Kevin Fung likes sculpting with wood for it is his way to reconnect with nature in a high-tech world. His subjects are what he sees daily - his living environment, his own existence and that of his fellow men. The cluster of wood logs in his works reminds one of the concrete jungle cityscape. Figures appearing in groups represent city dwellers, faceless creature with a ghostly existence. Their body language is suggestive of their retreat and melancholic mood, expressing scarcely any interest in or interaction with their surroundings.

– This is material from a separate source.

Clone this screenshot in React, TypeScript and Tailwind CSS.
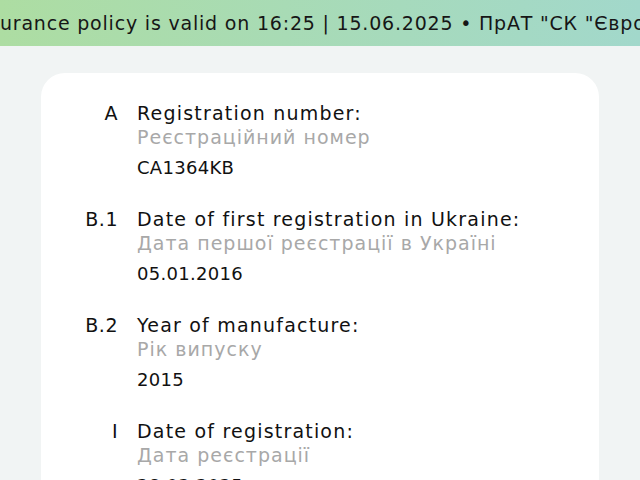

Kum Chi-keung likes to overtake space, hence his love for installation. His work revolves around the negotiation of boundaries, spatial invasion and navigation, envisioning the artist’s free spirit regardless of his physical confinement. Visual associations of contradictory images like the cage and the flying bird often appear in his installations. They represent an innate dilemma of a city dweller whose highly compressed life in a jam-packed city erases any space for dreams. In altering the spatial constructs of a given site, Kum redefines the spatial character of the city to his own taste and reinforces the possibility of taking flight.

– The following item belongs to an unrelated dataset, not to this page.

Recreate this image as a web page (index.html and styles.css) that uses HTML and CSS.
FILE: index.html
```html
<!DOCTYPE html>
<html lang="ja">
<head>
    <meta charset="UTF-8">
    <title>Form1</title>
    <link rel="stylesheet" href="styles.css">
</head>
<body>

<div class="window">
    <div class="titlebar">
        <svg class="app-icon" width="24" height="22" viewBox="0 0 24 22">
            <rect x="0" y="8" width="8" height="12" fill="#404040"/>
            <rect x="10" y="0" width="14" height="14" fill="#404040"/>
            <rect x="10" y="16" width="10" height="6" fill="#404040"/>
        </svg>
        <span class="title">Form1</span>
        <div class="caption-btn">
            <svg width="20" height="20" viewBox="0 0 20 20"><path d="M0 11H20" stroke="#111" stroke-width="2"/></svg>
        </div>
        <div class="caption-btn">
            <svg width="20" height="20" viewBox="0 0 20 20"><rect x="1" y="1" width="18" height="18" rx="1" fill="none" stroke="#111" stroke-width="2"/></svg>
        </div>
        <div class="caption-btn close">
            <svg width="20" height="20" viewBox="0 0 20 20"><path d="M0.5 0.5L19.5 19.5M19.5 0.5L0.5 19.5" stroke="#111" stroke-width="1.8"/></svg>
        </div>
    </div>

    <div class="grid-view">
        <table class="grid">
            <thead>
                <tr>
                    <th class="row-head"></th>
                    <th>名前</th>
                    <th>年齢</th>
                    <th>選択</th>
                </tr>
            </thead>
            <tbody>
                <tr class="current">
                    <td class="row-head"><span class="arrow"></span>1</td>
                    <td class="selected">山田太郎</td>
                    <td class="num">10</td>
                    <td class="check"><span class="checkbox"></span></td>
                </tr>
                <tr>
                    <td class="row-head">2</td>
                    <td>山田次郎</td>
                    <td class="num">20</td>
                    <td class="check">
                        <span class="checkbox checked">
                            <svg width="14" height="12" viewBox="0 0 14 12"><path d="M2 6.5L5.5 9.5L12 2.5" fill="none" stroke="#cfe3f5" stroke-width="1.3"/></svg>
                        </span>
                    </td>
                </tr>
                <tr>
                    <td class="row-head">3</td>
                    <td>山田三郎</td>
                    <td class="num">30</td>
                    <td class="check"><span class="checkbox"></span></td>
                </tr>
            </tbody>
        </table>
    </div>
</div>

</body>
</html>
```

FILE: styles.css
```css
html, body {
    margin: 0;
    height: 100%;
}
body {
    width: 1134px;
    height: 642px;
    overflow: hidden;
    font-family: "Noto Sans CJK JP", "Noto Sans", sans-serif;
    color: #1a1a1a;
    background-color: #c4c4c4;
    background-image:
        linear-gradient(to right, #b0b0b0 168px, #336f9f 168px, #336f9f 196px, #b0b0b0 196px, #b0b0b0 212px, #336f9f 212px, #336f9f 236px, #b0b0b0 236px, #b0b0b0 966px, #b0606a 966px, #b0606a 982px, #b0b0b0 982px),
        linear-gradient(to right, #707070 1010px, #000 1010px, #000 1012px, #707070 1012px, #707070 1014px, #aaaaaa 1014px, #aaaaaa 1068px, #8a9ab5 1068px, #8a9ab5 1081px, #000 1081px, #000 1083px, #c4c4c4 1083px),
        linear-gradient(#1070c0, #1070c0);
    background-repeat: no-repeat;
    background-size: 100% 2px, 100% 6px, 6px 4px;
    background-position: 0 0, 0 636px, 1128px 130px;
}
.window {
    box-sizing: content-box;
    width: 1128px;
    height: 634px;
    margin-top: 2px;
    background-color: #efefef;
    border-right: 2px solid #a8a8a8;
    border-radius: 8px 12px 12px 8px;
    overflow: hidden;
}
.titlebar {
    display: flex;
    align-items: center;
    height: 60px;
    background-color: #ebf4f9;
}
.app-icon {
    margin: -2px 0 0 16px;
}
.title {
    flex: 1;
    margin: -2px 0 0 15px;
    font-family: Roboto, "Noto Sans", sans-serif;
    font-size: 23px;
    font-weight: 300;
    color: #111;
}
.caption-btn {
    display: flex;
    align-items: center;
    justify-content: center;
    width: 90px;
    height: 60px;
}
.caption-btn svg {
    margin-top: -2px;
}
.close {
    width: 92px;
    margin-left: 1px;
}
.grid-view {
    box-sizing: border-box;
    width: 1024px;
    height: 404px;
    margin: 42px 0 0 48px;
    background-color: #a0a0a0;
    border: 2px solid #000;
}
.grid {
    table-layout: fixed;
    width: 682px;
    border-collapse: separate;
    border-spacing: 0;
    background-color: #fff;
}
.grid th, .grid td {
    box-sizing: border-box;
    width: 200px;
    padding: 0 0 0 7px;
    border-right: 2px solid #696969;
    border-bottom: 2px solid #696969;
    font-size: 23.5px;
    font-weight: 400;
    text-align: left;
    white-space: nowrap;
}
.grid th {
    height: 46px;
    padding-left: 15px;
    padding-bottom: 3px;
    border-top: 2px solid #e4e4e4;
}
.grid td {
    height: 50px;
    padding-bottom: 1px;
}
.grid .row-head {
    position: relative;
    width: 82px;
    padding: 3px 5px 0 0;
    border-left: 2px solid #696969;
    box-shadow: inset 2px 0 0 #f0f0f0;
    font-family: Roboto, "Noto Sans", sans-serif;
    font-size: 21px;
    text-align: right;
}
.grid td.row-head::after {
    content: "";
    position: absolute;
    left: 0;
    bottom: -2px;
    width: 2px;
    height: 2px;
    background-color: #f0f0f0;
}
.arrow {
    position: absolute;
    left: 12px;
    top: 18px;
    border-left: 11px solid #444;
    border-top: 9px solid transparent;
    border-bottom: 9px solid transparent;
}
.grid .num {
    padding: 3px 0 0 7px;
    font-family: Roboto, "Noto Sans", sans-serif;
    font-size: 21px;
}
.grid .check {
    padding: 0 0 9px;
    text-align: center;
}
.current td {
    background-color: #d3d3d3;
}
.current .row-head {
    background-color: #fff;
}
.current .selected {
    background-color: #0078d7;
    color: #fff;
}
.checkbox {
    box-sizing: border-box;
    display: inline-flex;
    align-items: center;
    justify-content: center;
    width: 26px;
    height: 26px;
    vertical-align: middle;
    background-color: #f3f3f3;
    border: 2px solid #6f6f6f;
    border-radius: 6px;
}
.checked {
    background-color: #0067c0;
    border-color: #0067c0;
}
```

Frog King is an artist who believes nothing is impossible. He is the first happening-performance artist in Hong Kong who is famous for his prodigal style. Throughout the years, he has strived for total human expression in free form. He invented his own brand “frog-fun-lum” art. It is a kind of art in “-ing” form that criss-crosses different media as well as temporal and spatial dimensions. It is a seemingly chaotic abundance that characterises Hong Kong.
Wan Qingli is regarded by some as “the literati painter in the concrete jungle”. Ever since he came to Hong Kong in 1989, he has taken the dual perspective of an inside-outsider in observing the city. He continues to work in the traditional manner of a scholar painting his interpretation of life in the 21st century. Yet he incorporates Cantonese slang with formal Chinese and mixes contemporary imagery with traditional motifs in his depictions, expressing an ironic humour that is always mingled with sadness and empathy.
Vincent Yu is a photo-journalist. He works and creates with his camera. Unlike the emotion-seeking and deceptive manner of the paparazzi, Yu opts for straight photography. He makes photos without the least intention to interfere or to make judgements. Pictures are self-evident as he often keeps his own emotion and subjectivity in check. Yu said he wanted to make an objective record of Hong Kong, to document not only the human conditions and the history of the city but also to capture the fading collective memories and vanishing spirit of its time.
To tiein with the exhibition, a series of lectures, including “Sculpture, Architecture and Environment” by Dennis Oppenheim, “Why Bother with Museum? - From Visual Representation to Community Building” by Howard Chan, and “Hong Kong City and Comics” by Craig Au-yeung, will be held on January 8, 19 and March 8, 2008, respectively. The lecture given by Dennis Oppenheim will be conducted in English and the others will be in Cantonese. Details are available on the museum’s website. During the exhibition period, a creative art project “Made in Hong Kong - Made by Hong Kong” will be held to display 10 groups of art works by tertiary, secondary, primary and kindergarten students in rotation on the outer walls of the museum.
The Museum of Art is located at 10 Salisbury Road, Tsim Sha Tsui, Kowloon. It opens from 10am to 6pm from Sunday to Wednesday and Fridays, and from 10am to 8pm on Saturdays. The museum will close at 5pm on Christmas Eve and Chinese New Year’s Eve. It is closed on Thursdays (except public holidays) and the first two days of Chinese New Year. Admission is $10 and a half-price concession is available to full-time students, senior citizens and people with disabilities. Admission is free on Wednesdays.